Shamsi S. Bawaneh examined how Jordan banking sector is affected by the Corporate Governance (CG) requirements released by Basle Committee on Banking Supervision (BCBS) and Organization for Economic Cooperation and Development (OECD). The authors highlighted that the organizational response to environmental change and the development in the use of control systems in accordance with organizational context and organizations and society are viewed as socially-constructed systems of reality. They used variety of methods in collecting evidence to get close to the subject and to see the bank’s social context from various perspectives, to gather more complete data on the issues and to generate a rich source of field data by utilizing the “data-triangulation” approach. Further many techniques were applied which includes interviews, participant observations, document analysis, archival records, and examination of newspaper reports. It was observed that corporate governance continues to gain attention and importance from parties concerned in the Jordan banking sector, because of many reasons like BCBS requirements, the financial crisis in some financial firms, as well as for the country as a whole. The government of Jordan involves in the banking activities by imposing restrictions, issuing specific regulations related to financial practices, and restructuring the banking system as a whole and this involvement may create unstable ground for future long-term planning for banks. It is concluded that the CBJ needs to advise banks not to take risks and to design an effective banking regulation and in order to design an effective banking regulation it is essential for the CBJ to have a clear picture of what are the benefits and what are the costs of regulation, and a good example of what happens if there is not a clear idea of the benefits and costs of regulation is the Basel agreements.

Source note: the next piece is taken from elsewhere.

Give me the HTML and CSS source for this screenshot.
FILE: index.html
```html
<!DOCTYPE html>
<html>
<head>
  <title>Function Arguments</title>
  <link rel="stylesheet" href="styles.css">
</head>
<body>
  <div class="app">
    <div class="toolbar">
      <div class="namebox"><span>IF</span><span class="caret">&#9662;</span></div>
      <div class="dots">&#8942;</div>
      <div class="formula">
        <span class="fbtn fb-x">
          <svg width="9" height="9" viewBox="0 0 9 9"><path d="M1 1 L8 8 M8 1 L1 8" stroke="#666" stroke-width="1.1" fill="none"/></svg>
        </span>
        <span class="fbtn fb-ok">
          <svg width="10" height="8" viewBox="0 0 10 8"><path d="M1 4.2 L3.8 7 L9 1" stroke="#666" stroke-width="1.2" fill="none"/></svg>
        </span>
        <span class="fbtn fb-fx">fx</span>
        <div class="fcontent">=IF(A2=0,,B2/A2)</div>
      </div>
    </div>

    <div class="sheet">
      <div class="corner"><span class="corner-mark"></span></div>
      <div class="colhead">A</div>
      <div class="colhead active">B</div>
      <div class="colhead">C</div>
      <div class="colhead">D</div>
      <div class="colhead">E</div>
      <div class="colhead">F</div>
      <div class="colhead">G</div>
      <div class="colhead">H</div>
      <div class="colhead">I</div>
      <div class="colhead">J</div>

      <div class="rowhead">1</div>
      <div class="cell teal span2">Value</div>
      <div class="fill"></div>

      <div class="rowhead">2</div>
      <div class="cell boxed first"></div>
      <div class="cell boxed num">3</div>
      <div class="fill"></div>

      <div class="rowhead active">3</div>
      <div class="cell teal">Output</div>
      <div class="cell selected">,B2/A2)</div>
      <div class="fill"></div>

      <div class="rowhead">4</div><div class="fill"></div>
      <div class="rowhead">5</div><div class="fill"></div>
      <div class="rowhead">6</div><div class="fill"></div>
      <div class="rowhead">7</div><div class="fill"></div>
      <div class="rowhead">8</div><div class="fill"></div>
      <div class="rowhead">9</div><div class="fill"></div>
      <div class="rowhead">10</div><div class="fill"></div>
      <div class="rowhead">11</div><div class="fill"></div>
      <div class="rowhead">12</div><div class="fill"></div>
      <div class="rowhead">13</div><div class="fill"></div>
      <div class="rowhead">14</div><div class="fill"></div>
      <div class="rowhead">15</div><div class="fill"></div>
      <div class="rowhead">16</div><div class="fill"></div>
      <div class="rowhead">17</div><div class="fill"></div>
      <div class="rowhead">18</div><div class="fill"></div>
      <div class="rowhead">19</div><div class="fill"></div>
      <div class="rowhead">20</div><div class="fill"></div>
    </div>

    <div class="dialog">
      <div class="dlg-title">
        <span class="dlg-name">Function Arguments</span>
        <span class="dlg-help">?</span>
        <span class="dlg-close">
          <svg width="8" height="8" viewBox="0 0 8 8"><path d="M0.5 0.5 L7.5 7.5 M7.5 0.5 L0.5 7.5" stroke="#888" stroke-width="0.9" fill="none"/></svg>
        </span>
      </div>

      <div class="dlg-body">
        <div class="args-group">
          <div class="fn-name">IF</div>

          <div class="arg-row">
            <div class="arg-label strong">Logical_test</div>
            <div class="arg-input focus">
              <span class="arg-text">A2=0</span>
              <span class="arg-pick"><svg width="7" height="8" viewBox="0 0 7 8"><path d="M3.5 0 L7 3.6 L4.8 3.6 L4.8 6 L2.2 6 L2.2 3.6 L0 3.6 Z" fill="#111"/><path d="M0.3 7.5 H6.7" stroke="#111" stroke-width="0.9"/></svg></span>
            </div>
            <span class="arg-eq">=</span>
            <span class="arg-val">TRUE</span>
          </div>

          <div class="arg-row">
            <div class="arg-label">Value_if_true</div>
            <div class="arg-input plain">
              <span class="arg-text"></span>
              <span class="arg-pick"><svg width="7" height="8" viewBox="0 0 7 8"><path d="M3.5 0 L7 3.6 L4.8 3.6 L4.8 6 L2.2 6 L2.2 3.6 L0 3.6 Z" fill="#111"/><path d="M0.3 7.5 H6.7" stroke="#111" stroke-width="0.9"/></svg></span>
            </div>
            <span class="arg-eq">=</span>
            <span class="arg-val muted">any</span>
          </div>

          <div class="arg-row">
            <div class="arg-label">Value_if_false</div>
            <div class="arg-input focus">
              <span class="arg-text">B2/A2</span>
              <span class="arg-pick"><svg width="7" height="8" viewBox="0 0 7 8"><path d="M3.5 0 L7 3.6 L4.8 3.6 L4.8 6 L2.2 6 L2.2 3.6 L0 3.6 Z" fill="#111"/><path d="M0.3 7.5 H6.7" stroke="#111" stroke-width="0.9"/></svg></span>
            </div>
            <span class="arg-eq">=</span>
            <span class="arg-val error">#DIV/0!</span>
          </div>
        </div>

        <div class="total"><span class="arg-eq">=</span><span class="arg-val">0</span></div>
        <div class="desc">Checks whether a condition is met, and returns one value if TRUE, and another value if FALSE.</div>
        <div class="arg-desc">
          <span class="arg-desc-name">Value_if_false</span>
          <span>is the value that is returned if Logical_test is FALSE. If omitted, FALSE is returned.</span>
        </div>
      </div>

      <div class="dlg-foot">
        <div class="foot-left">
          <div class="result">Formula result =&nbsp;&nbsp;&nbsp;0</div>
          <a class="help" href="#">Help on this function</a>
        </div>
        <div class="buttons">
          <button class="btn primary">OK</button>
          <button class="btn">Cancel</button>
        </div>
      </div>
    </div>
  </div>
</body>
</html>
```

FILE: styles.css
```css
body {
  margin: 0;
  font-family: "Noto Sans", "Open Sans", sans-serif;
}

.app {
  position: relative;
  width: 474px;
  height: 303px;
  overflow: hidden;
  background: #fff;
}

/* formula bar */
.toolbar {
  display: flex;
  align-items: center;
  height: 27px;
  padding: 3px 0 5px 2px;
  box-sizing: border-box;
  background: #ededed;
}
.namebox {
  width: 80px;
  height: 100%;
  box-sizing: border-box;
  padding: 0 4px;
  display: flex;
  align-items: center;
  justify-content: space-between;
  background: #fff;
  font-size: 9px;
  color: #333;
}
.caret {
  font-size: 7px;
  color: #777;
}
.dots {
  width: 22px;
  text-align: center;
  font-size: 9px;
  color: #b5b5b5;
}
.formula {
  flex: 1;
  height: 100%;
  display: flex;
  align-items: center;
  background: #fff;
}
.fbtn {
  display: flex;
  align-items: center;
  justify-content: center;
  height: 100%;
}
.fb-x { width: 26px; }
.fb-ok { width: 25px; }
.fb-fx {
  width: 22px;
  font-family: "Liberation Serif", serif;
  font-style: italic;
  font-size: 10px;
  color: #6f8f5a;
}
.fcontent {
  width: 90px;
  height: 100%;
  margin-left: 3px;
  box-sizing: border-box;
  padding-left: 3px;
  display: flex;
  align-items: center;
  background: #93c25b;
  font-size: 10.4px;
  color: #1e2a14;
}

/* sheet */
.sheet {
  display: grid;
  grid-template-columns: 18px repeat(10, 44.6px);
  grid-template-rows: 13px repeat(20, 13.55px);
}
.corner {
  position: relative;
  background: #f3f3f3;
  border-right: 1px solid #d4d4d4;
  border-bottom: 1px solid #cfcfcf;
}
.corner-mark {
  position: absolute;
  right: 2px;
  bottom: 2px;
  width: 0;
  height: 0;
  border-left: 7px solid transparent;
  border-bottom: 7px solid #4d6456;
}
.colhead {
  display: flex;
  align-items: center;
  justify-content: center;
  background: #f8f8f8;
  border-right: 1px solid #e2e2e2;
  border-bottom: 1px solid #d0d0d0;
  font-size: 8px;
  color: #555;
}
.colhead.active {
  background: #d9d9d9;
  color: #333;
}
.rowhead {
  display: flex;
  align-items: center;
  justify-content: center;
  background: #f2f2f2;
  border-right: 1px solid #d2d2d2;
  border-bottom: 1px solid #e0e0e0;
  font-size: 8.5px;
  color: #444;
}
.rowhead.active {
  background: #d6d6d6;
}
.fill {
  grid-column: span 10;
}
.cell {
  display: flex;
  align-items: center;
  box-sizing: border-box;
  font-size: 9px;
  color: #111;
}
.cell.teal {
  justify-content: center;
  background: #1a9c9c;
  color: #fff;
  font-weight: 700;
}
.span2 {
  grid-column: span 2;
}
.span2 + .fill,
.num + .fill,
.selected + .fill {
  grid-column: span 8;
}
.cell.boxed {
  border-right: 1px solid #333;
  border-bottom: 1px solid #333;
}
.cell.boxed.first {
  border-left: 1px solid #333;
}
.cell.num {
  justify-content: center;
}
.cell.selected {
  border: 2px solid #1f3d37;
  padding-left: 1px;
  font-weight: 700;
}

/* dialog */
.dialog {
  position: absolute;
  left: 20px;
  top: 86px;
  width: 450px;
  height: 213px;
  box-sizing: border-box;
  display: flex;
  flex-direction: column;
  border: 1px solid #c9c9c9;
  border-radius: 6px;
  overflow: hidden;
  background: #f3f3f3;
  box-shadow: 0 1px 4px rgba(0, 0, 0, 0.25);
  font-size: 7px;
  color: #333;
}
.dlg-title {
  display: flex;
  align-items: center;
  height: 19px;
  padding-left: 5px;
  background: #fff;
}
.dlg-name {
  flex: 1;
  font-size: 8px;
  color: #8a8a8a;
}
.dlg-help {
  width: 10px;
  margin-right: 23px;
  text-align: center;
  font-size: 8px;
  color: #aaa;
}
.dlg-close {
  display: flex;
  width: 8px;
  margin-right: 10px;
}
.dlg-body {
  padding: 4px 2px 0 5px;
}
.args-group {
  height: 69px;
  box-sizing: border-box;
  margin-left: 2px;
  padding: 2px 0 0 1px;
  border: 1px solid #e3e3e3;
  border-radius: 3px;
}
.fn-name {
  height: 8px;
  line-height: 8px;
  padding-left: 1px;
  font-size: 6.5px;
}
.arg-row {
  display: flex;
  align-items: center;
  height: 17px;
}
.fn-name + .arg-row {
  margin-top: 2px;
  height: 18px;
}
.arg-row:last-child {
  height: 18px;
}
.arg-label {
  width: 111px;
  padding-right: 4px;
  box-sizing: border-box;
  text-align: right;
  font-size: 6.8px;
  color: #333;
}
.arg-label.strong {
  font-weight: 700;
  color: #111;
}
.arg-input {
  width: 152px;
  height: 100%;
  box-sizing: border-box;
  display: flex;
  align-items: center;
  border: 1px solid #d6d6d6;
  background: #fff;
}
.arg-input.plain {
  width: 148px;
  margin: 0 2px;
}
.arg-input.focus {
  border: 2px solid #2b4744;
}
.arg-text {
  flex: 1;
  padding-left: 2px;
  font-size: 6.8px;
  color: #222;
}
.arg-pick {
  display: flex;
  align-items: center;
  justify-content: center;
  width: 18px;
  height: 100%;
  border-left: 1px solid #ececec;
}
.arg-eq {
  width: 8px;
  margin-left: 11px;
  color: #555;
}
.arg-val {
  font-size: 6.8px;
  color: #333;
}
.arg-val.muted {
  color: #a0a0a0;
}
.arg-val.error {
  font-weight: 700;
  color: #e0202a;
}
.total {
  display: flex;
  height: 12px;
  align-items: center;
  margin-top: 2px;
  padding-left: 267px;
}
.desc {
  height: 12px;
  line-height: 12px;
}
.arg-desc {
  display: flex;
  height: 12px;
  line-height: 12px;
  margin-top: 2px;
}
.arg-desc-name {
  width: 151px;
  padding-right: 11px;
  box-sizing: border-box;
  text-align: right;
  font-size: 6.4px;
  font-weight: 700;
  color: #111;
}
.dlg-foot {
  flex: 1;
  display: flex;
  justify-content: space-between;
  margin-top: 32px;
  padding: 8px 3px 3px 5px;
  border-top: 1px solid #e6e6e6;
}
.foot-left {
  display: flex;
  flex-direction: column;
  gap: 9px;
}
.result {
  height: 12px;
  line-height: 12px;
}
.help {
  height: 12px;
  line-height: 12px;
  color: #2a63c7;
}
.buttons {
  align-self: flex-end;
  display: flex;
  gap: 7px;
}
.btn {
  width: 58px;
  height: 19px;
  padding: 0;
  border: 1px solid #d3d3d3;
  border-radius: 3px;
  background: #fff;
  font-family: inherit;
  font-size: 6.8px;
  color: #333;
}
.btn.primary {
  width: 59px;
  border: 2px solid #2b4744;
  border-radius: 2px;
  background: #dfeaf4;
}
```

Alexandrina S.C. studied the corporate governance disclosure, analyzing possible influences over governance. He identified the possible associations between corporate governance features and the level of disclosure through annual reports in case of banking institutions listed at London Stock Exchange focusing on ownership concentration. His research was based on econometric analysis using statistical tools - correlations for identifying the relationships and regressions for assessing them. He interpreted that there is significant negative influences of ownership concentration on the level of disclosure and that the extent of disclosure is negatively associated with ownership concentration. He concluded that the higher the dispersion of shareholders, the higher the level of transparency.

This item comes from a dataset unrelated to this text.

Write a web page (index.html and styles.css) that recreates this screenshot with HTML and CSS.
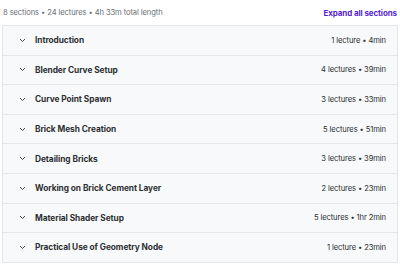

Brahmbhatt et al. examined and compared corporate governance practices of private and public bank and to study the importance of governance parameters from investors and financial advisors perspective. The authors identified whether the banks follow and apply the different mandatory and non-mandatory parameters of corporate governance and analysed the significant differences in corporate governance mechanism and importance given to it by different company policies. They reported that major mandatory clauses are met with but non mandatory parameters are not integrated in the corporate system or either of the parameters are not disclosed in Annual Reports. It was further added that the possibility of enhancing the corporate governance capabilities through mandatory and non-mandatory governance norms leading to vigilant and transparent system and shifting major parameters of non-mandatory clauses to mandatory norm. 

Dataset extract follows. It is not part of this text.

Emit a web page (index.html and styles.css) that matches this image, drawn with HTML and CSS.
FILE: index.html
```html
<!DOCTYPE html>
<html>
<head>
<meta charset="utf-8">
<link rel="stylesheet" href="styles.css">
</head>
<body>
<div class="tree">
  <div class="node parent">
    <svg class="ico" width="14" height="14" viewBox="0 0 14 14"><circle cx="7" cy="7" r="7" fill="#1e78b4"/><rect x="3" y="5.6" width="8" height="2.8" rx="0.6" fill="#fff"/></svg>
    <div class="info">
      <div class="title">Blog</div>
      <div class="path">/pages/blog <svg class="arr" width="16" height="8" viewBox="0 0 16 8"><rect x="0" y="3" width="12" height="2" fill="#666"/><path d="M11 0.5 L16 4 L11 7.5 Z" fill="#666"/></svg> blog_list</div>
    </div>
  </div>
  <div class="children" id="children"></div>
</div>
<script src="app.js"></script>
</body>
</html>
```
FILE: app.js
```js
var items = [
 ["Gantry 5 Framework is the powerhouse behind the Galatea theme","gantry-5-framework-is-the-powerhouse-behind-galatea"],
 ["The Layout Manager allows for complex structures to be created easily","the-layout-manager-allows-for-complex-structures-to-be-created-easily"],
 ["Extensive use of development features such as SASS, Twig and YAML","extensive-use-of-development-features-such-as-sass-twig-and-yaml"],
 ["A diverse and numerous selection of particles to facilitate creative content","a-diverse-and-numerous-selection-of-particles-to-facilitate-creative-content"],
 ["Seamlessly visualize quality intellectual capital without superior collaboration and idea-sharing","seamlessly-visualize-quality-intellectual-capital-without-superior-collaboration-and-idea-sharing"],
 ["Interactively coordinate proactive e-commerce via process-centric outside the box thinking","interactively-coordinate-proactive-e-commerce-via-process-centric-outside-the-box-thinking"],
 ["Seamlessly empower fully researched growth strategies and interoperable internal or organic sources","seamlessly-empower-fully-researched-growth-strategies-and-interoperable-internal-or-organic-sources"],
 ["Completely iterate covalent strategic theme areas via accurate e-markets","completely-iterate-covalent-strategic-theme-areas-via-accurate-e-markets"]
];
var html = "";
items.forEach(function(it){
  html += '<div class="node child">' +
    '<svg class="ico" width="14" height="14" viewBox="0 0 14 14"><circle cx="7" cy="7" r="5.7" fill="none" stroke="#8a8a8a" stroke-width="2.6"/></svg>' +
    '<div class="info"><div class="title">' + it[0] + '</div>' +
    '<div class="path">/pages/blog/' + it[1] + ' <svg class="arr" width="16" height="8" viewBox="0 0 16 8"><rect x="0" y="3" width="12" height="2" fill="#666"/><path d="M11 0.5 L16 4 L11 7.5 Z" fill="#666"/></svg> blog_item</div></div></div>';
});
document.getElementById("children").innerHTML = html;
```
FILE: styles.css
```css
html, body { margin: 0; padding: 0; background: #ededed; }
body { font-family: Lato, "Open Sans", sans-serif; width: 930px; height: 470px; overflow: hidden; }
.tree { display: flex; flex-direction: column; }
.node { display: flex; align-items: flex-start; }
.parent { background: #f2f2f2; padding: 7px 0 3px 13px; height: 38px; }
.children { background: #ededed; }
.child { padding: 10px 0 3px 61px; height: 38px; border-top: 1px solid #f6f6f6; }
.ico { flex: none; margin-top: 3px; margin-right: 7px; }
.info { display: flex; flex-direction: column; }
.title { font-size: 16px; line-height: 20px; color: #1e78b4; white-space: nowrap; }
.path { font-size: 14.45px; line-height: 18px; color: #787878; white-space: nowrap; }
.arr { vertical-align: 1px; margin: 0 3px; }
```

In conclusion, corporate governance in banks is of utmost importance for ensuring that banks operate in an ethical and responsible manner. It helps to protect the interests of shareholders, employees, and other stakeholders, while also safeguarding the financial system as a whole. Banks that prioritize good corporate governance are more likely to succeed in the long term, while those that neglect it are likely to face legal and reputational risks. Overall, it is clear that strong corporate governance practices are essential for the health and stability of the banking sector, and must be taken seriously by all involved parties.